Previous versions wouldn't allow for controller numbers greater than 127...which is like half the point of even having NRPN (the other half being data values > 127). In any case, his modifications were somewhat simple and necessary and I incorporated them into and updated my pd abstractions page.
In order for me to confirm that the abstractions do what they claim, I used my BCR2000 control surface. I stumbled for quite some time with the nrpn_out.pd code, because the BCR200 was just absolutely refusing to recognize NRPN for a controller above 127. I hooked up a software midi dump (amidi -p hw:2,0 -d) to confirm that the bytes coming out of pd were as expected, and they were.
I feared that my controller was maybe shot or in a funky mode (everything else was working fine tho), and I tracked down a firmware update on the Behringer website.

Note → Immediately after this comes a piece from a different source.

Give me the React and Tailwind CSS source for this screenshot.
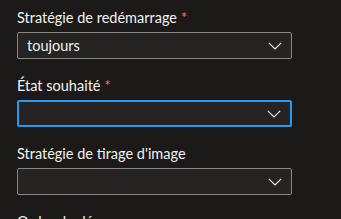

As is usual with this kind of firmware upgrade, it is a miserable Windows-only application, and I ended up resorting to using my wife's laptop to run it. Just once I'd like a manufacturer to properly support Linux...and if that's asking too much, just release the source and let people know how they can write their own. Trust me, given the code or at least a description of how to get the bytes into the device (protocol anyone!), the community will friggin build it for you!
Once the firmware was upgraded, the BCR2000 instantly started recognizing its incoming NRPN messages for controllers above 127. Goodie!
Thanks again for Stefan for helping out and contributing back to a community. It's exactly that kind of thing that helps make things better for us all.